There’s three observations that follow. One is that Vivek is apparently high on his STEM supply and may literally not recognize that this is the water in which all striving families already swim. (I mean, he’s from Cincinnati—there’s enough high-achievers there that he should have guessed that Louisville, Columbus, and Indianapolis all have tons of folks like this—it’s an extremely Middle American type!) There’s a certain type of techbro/financebro/STEMbro student and adult that I’ve come to realize actually does not grasp that there’s prizes to be won other than money or that smart folks might choose other forms of success than the ones they prize. The Temu version of This Kind of Guy is the student who accosted me after class once because my gen-ed course was taking too much time and he was getting a lower grade in it than in his STEM courses. (This is not a productive approach.) The higher-priced version is, well, Vivek or Andrew Yang, who really believes that Democrats are the party of …

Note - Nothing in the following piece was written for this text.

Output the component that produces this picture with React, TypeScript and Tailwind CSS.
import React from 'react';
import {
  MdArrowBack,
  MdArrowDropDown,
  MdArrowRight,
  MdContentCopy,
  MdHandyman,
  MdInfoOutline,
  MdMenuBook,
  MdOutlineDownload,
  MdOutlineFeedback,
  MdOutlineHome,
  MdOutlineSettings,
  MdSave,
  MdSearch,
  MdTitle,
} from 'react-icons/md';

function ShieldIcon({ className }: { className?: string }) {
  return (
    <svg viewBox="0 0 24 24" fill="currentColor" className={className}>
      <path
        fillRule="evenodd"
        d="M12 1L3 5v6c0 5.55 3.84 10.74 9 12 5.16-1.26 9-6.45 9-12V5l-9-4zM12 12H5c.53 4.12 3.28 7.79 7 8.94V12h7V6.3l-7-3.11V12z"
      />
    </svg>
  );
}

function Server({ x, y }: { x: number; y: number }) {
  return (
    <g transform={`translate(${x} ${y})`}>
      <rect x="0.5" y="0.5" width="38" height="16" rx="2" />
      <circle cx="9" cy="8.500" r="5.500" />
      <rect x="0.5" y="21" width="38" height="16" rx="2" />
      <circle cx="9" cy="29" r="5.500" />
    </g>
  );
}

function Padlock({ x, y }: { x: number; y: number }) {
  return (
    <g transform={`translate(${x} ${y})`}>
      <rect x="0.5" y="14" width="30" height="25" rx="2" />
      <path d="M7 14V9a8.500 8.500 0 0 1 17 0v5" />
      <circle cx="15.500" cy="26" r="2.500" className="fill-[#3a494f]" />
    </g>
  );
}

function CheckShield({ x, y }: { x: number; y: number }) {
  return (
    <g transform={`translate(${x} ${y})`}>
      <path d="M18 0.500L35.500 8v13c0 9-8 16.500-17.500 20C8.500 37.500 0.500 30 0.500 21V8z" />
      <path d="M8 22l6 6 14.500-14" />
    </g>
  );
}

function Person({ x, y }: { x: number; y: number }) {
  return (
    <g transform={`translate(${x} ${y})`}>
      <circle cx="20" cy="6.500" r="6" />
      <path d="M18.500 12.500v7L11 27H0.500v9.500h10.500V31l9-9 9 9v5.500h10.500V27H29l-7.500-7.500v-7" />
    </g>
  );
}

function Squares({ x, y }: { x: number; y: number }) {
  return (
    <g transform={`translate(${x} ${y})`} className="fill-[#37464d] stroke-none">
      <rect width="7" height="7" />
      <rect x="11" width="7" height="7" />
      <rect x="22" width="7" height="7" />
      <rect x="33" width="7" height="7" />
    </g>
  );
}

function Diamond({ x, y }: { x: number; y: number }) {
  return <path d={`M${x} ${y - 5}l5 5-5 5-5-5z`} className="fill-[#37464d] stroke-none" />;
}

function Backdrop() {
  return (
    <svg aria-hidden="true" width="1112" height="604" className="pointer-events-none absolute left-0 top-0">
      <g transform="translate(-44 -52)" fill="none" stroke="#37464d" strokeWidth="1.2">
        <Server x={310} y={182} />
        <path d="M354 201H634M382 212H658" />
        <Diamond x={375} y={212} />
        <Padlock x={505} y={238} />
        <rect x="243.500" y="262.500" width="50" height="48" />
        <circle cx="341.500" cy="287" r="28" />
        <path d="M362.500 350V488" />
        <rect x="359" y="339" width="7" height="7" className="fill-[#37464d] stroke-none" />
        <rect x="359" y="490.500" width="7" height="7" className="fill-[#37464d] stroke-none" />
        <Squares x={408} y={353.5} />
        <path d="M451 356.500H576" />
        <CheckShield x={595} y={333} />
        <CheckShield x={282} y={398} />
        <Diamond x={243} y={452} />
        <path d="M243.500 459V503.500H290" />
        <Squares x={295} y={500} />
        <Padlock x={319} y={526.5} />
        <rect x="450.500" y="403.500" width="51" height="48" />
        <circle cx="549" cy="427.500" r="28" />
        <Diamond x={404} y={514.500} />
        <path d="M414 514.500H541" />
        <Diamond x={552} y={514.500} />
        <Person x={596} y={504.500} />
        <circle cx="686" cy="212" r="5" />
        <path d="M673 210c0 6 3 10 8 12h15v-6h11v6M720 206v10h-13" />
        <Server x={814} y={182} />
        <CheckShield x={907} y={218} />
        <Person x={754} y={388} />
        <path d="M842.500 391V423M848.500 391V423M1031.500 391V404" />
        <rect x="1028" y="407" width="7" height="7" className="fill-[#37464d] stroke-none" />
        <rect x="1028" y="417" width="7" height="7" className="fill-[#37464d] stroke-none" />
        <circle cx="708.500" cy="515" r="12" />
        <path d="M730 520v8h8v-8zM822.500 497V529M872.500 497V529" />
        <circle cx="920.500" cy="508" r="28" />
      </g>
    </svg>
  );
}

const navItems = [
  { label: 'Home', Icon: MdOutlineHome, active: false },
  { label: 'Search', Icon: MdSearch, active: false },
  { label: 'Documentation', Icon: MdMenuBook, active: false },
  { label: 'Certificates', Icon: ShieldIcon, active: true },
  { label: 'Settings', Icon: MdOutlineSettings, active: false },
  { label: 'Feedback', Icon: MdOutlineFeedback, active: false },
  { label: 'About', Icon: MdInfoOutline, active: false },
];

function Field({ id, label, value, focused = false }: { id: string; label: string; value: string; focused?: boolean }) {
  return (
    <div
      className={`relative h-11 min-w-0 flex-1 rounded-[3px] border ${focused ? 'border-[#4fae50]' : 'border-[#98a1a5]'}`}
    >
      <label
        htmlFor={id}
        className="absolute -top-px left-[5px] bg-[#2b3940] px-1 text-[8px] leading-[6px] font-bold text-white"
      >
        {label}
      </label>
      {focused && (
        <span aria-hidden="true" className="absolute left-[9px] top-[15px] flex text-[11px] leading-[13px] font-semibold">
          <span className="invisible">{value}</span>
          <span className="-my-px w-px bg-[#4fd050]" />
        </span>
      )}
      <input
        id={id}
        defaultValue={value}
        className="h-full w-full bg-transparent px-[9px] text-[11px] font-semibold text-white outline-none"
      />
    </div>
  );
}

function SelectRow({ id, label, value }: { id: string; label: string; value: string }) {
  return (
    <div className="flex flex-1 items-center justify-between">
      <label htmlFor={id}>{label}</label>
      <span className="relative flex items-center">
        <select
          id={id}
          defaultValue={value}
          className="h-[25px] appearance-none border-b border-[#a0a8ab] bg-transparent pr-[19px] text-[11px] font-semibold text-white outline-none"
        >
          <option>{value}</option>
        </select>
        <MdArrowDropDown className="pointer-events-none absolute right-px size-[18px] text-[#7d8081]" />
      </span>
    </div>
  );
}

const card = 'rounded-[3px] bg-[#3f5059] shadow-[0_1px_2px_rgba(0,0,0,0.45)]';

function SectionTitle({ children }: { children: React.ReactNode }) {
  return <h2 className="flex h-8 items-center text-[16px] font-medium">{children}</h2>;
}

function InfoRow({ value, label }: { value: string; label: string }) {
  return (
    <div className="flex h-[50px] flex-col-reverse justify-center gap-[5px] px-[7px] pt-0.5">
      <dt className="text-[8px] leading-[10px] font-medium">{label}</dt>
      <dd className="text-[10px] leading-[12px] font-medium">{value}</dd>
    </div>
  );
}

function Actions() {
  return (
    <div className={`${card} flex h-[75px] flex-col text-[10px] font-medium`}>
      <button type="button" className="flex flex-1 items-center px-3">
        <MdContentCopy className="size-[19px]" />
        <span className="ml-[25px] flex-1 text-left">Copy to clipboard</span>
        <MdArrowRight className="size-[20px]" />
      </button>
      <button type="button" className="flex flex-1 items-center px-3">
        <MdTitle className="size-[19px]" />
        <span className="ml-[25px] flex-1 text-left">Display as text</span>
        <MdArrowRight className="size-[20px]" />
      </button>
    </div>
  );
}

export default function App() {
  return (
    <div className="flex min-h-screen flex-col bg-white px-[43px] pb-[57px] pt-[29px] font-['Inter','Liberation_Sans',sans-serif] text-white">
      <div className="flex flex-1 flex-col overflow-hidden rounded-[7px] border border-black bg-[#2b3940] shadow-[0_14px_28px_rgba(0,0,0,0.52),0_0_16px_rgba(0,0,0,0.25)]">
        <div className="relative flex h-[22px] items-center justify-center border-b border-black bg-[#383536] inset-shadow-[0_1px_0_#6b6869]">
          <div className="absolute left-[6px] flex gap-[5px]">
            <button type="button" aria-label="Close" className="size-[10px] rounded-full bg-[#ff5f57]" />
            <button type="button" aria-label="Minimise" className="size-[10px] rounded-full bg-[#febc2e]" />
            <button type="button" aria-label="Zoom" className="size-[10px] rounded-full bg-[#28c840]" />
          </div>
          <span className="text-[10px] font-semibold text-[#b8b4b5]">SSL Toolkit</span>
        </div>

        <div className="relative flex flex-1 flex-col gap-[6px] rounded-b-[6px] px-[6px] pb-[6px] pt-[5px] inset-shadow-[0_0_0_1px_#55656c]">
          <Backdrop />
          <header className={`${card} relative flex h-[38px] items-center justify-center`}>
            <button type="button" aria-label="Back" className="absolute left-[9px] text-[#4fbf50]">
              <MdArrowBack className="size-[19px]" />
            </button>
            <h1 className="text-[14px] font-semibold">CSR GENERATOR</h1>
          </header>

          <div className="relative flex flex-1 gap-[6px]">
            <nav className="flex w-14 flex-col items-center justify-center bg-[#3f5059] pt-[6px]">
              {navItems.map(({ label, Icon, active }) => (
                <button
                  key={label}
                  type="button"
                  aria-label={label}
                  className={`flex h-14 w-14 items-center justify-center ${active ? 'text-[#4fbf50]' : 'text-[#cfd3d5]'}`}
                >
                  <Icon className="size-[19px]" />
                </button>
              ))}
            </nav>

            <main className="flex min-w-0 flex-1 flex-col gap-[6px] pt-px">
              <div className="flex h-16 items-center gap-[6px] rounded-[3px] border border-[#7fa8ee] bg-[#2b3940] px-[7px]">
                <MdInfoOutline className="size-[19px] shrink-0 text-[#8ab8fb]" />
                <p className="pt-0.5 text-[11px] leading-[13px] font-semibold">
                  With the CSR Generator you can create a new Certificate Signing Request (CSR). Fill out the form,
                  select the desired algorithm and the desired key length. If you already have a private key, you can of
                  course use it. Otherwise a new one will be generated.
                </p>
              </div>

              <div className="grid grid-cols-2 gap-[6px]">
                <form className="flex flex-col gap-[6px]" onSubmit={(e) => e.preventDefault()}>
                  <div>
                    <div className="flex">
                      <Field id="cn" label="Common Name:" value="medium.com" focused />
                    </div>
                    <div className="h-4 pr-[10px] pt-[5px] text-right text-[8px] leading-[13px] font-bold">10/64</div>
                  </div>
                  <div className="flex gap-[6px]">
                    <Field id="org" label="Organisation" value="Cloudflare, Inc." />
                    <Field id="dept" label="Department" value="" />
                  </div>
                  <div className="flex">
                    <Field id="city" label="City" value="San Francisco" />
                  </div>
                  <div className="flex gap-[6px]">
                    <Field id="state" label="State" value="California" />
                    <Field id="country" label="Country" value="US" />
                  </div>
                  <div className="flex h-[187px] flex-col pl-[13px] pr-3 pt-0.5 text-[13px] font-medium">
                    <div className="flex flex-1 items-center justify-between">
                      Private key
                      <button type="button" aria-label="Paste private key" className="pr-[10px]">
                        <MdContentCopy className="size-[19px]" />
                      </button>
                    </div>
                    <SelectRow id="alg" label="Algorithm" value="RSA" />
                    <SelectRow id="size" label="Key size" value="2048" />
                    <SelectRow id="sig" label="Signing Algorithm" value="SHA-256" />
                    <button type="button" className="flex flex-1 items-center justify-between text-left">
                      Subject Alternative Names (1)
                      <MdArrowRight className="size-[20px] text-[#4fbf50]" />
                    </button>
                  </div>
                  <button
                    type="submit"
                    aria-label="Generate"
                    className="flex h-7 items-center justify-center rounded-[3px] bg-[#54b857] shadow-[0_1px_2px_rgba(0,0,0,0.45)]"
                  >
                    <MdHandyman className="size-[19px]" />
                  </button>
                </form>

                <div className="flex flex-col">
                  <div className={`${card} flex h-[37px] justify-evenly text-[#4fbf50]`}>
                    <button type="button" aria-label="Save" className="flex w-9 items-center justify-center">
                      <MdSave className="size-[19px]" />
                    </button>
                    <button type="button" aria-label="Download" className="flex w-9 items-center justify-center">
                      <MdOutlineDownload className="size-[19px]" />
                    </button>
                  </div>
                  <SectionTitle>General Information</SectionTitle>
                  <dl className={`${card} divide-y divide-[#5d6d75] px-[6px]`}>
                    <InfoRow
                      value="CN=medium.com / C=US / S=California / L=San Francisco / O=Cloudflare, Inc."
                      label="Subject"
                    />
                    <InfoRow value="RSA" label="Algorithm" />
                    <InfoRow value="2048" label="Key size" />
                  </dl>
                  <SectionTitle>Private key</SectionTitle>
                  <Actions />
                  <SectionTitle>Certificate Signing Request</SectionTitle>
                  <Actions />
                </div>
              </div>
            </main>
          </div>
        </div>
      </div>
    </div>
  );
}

… let’s do some backroom critical race theory. “More creating, less ‘chillin’” really gives it away, right? Much of what Vivek wants his kids to stay away from is basically just Black-coded. Much of the rest is white trash-coded, or just weirdly dated lite misogyny (“hanging out at the mall” buddy have you been to an American mall?????? they literally don’t allow teenagers!). In other words, it’s pretty standard upper-middle-class and aspirational professional-managerial class stuff, with the quiet parts said just a little too loudly—not quite deftly, naturally.

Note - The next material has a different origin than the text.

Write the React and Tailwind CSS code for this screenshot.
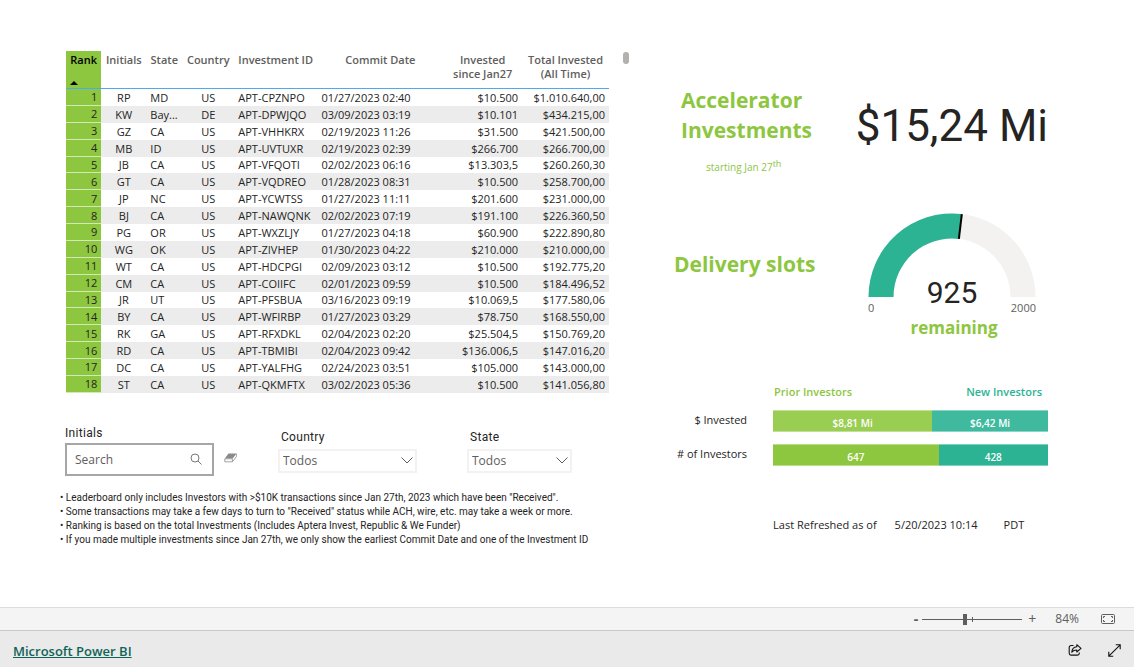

The second observation is that this is a call for a Cultural Counter-Revolution in favor of unwavering competition with China via a commitment—not the way I’d do it, but the way Vivek sees it—to unwavering excellence and determination, to arete rather than DEI, to Rationalia rather than CRT, and, well, okay also some tax cuts for folks like him. It is a Pro-Confucius Campaign, a gloss on traditional upper-middle-class family values as what will Make America Great Again. It’s an immigrant story in search of a Permanent Immigrant Revolution, in which each generation can re-create the fire and drive that (the story goes) delivered the first generation from darkness.
It’s twaddle, of course. Well, one part isn’t; I keep repeating upper-middle-class because these are the verities of the class above most but below the few; the very rich don’t need any of this because they have money and power, and so they can pretty much do whatever they like. Vivek should ask Donny Trump about how to wriggle out of jams. It’s the faith that virtue is rewarded; even if it surely seems like virtue is rarely rewarded with the very top spot on the greasy pole, at least those clinging to UMC status and aspirations can flatter themselves that they aren’t like the degens above or below them.

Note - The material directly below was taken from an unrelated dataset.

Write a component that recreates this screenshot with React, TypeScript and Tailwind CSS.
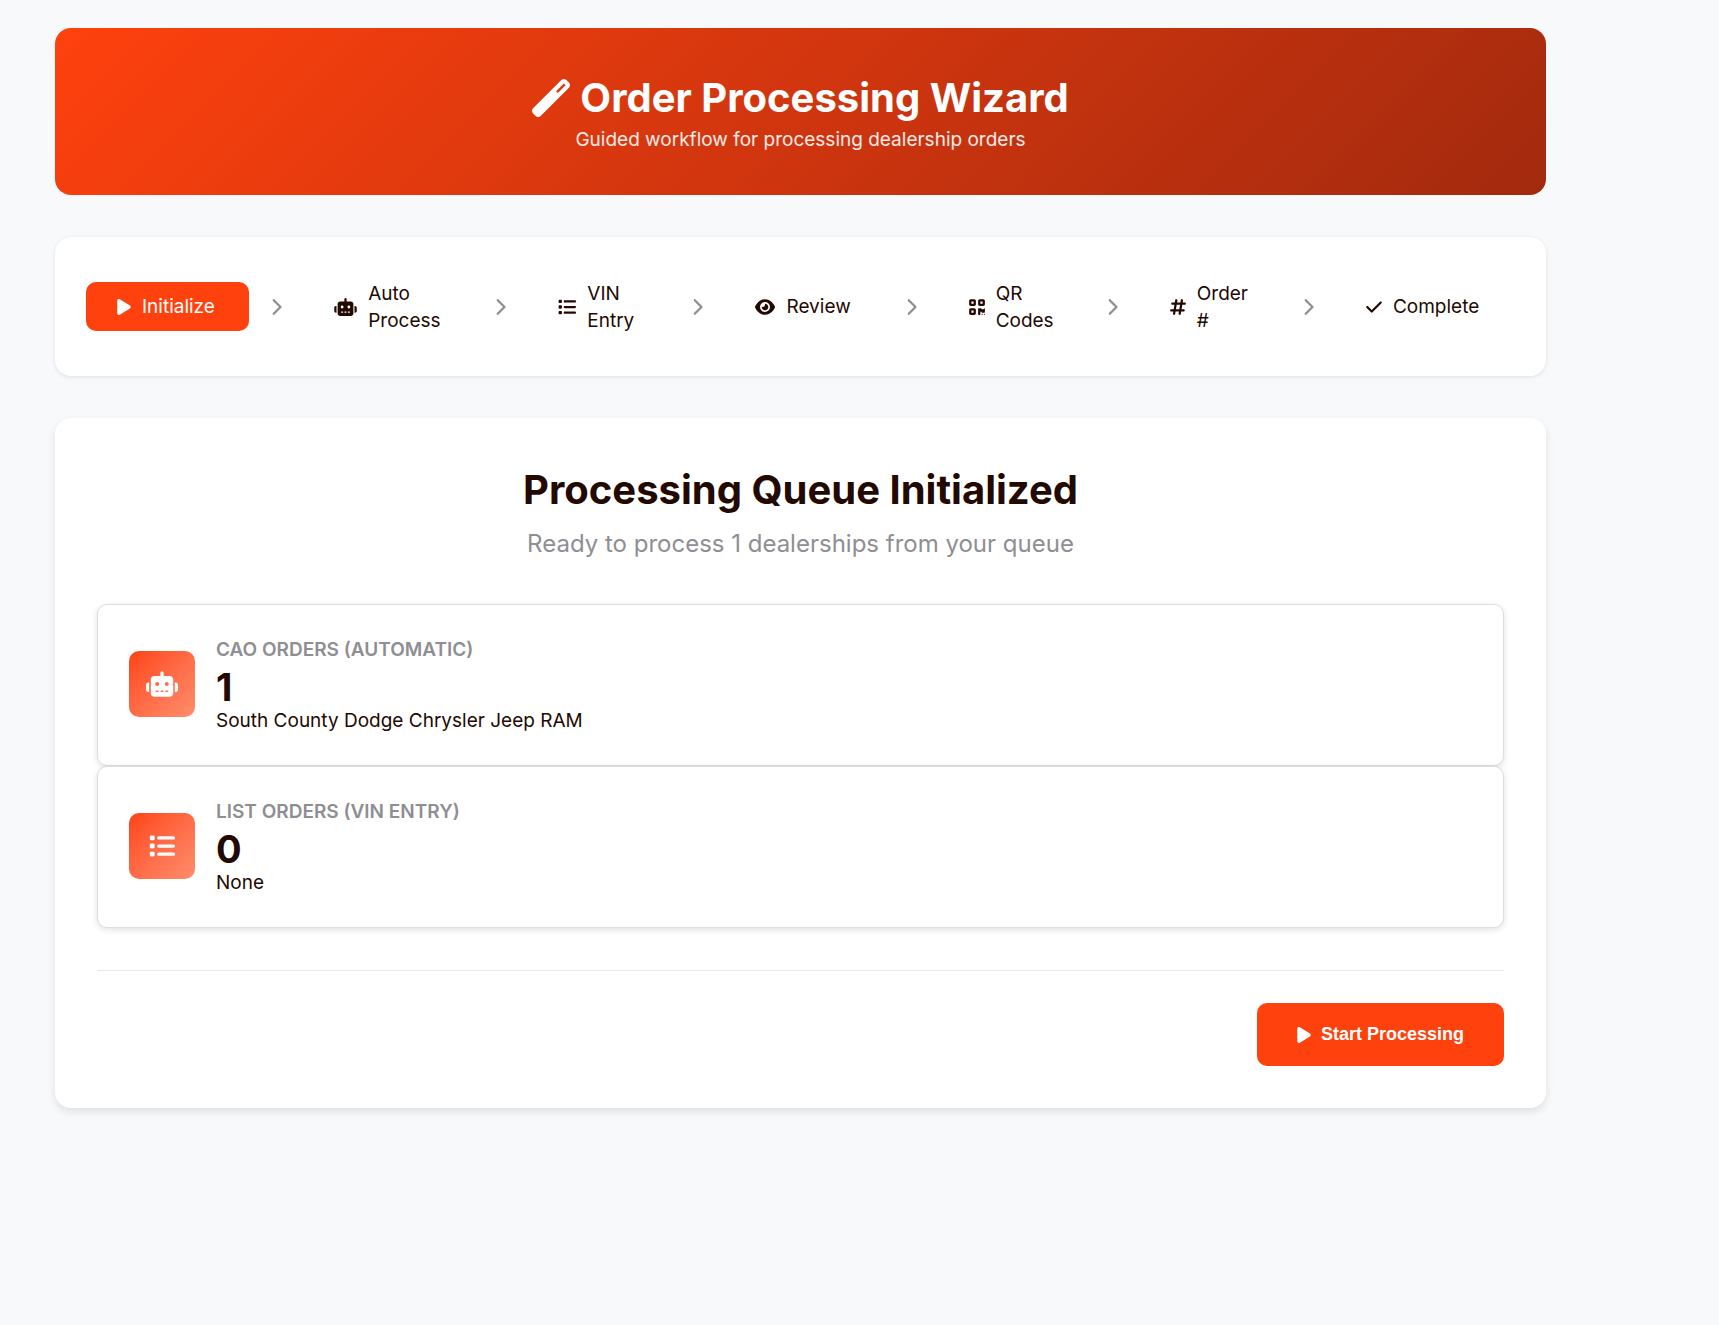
import { Fragment } from "react";
import {
  FaCheck,
  FaChevronRight,
  FaEye,
  FaHashtag,
  FaList,
  FaPlay,
  FaQrcode,
  FaRobot,
  FaWandMagic,
} from "react-icons/fa6";

const steps = [
  { label: "Initialize", Icon: FaPlay, icon: "w-3.5", basis: "basis-[163px]", active: true },
  { label: "Auto Process", Icon: FaRobot, icon: "w-[23px]", basis: "basis-[170px]" },
  { label: "VIN Entry", Icon: FaList, icon: "w-[18px]", basis: "basis-[143px]" },
  { label: "Review", Icon: FaEye, icon: "w-5", basis: "basis-[159px]" },
  { label: "QR Codes", Icon: FaQrcode, icon: "w-4", basis: "basis-[146px]" },
  { label: "Order #", Icon: FaHashtag, icon: "w-4", basis: "basis-[142px]" },
  { label: "Complete", Icon: FaCheck, icon: "w-4", basis: "basis-[180px]" },
];

const summaries = [
  {
    title: "CAO Orders (Automatic)",
    count: 1,
    detail: "South County Dodge Chrysler Jeep RAM",
    Icon: FaRobot,
    icon: "w-8",
  },
  { title: "List Orders (VIN Entry)", count: 0, detail: "None", Icon: FaList, icon: "w-[26px]" },
];

export default function App() {
  return (
    <div className="min-h-screen bg-[#f8f9fb] font-['Inter',sans-serif] text-[19px] leading-[27px] text-[#220901]">
      <div className="flex max-w-[1546px] flex-col gap-[42px] pt-7 pl-[55px]">
        <header className="rounded-2xl bg-linear-135 from-[#ff410d] to-[#a32a0e] p-[42px] text-center text-white">
          <h1 className="flex items-center justify-center gap-2.5 text-[40px] leading-[56px] font-bold">
            <FaWandMagic className="h-[38px] w-[38px]" />
            Order Processing Wizard
          </h1>
          <p className="text-white/90">Guided workflow for processing dealership orders</p>
        </header>

        <nav
          aria-label="Wizard steps"
          className="flex min-h-[139px] items-center justify-between rounded-2xl bg-white px-[31px] shadow-[0_1px_4px_rgba(0,0,0,0.1)]"
        >
          {steps.map(({ label, Icon, icon, basis, active }, i) => (
            <Fragment key={label}>
              {i > 0 && <FaChevronRight className="mx-[21px] h-[18px] w-3 shrink-0 text-[#8e8e93]" />}
              <div
                aria-current={active ? "step" : undefined}
                className={`flex items-center gap-[11px] rounded-[10px] py-[11px] pl-[31px] ${basis} ${
                  active ? "bg-[#ff410d] text-white" : ""
                } ${label.includes(" ") ? "pr-[31px]" : "pr-0"}`}
              >
                <Icon className={`h-[18px] shrink-0 ${icon}`} />
                <span>{label}</span>
              </div>
            </Fragment>
          ))}
        </nav>

        <main className="rounded-2xl bg-white p-[42px] shadow-[0_4px_8px_rgba(0,0,0,0.1)]">
          <div className="mb-11 text-center">
            <h2 className="text-[40px] leading-[60px] font-bold">Processing Queue Initialized</h2>
            <p className="mt-2 text-2xl leading-8 text-[#8e8e93]">
              Ready to process 1 dealerships from your queue
            </p>
          </div>

          {summaries.map(({ title, count, detail, Icon, icon }) => (
            <section
              key={title}
              className="flex items-center gap-[21px] rounded-[10px] border border-[#dedee0] bg-white px-[31px] pt-[30px] pb-8 shadow-[0_2px_6px_rgba(0,0,0,0.12)]"
            >
              <div className="flex size-[66px] items-center justify-center rounded-[10px] bg-linear-135 from-[#ff410d] to-[#ff8c6b] text-white">
                <Icon className={`h-[26px] ${icon}`} />
              </div>
              <div>
                <h3 className="leading-[30px] font-semibold text-[#8e8e93] uppercase">{title}</h3>
                <p className="text-[38px] leading-[44px] font-bold">{count}</p>
                <p className="leading-6">{detail}</p>
              </div>
            </section>
          ))}

          <div className="mt-[42px] flex justify-end border-t border-[#e5e5ea] pt-8">
            <button
              type="button"
              className="flex h-[63px] items-center gap-2.5 rounded-[10px] bg-[#ff410d] px-10 font-['Liberation_Sans',sans-serif] text-[18px] font-bold text-white"
            >
              <FaPlay className="h-[18px] w-3.5" />
              Start Processing
            </button>
          </div>
        </main>
      </div>
    </div>
  );
}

It’s also twaddle because it assumes that you can idea yourself out of a structural situation while depriving yourself of the means of structural change. I can tell you how to realize these goals: give big chunks of federal funding straight to top universities, require admission to college strictly by examination, and embrace double-blind grading. (Yes, this is the UK system ca 1975.) Instantly, you will make people really care about studying again. Sure, we’ll be creating an American gaokao (click the link if you don’t know what that is), but, hey, what works works—we can create a class of persons, American in blood and clothing, but Confucian in taste, in opinions, in morals, and in intellect. (It should be noted that I am not opposed to many versions of this plan, and in the course of drafting this paragraph have daydreamed of many glorious roles for upright auditors and accreditors to uphold these standards.) But DOGE enthusiasts are bent on undoing exactly the tools you’d need to make any of this work.
But it’s ultimately twaddle because the market for this among ordinary MAGA voters is very limited. The whole promise of white supremacy is not embracing competition; it’s killing and suppressing anyone who threatens your position atop a hierarchy, and then benefiting from that. This is not some absurd liberal proposition; this is more or less how, say, pale Californians of a hundred years ago justified laws that targeted the landholdings of Asian immigrants, who threatened whites in the Sunshine State because they worked too hard and too well. The solution, then as now, wasn’t to retrain and reskill for the next round of a fair match; it was to shut it all down, by any means necessary. That’s why the 1920s were not just the decade of flappers but also the decade of the Tulsa Massacre, and it’s why a lot of white folks who wanted to get ahead in the mid-1920s decided to join the second coming of the Klan. And it’s also why we ended up with immigration laws even more draconian than the ones that shut out folks like Mr. Thind.1
The final observation is also pretty clear. If Ramaswamy wants a party that embodies the pure id of the diverse, high-achieving culture of America’s campuses, science fairs, and immigrant families, he needs to switch over to the Party of Obama, the party which nominated Al Gore, John Kerry, Barry O, two Clintons, goddam Dukakis, and some woman named Kamala. All the places that he venerates are extremely liberal-coded. The whole point of mere liberalism—the stuff that Gores, Clintons, Obamas, and Kerrys love—is to protect the competition against those who threaten it. (You can add to this list, more or less, Bush 41, Eisenhower, and probably Jerry Ford too.)
The Democratic Party is also a very big tent and not everyone subscribes to this—far from. There’s a lot of transactionalism and frankly misguided idealism that threaten to undermine any principles like the ones in the previous paragraph. And there’s no guarantee that the good guys will win in the long term. What’s telling, though, is that it really seems like Ramaswamy, who seemingly says what he believes, and Musk, who says a lot but apparently really believes in the rights of super-smart immigrants to work for him, apparently thought that everyone else they worked with didn’t actually believe in the anti-immigrant, rather bigoted views they expressed.
If only there were a tendency that believed in strengthening and reforming institutions to mitigate harms and promote virtues.
The thing about joining a revolution is that eventually the eddies of radicalism and reaction get mixed up. You might think that you’re leading a counter-revolution against radicalism, only to be surprised when your allies suddenly sharpen the guillotine for you.
Happy story for him, eventually: he got citizenship later under a law extending benefits to veterans of the Great War. Very small lining, very dark cloud.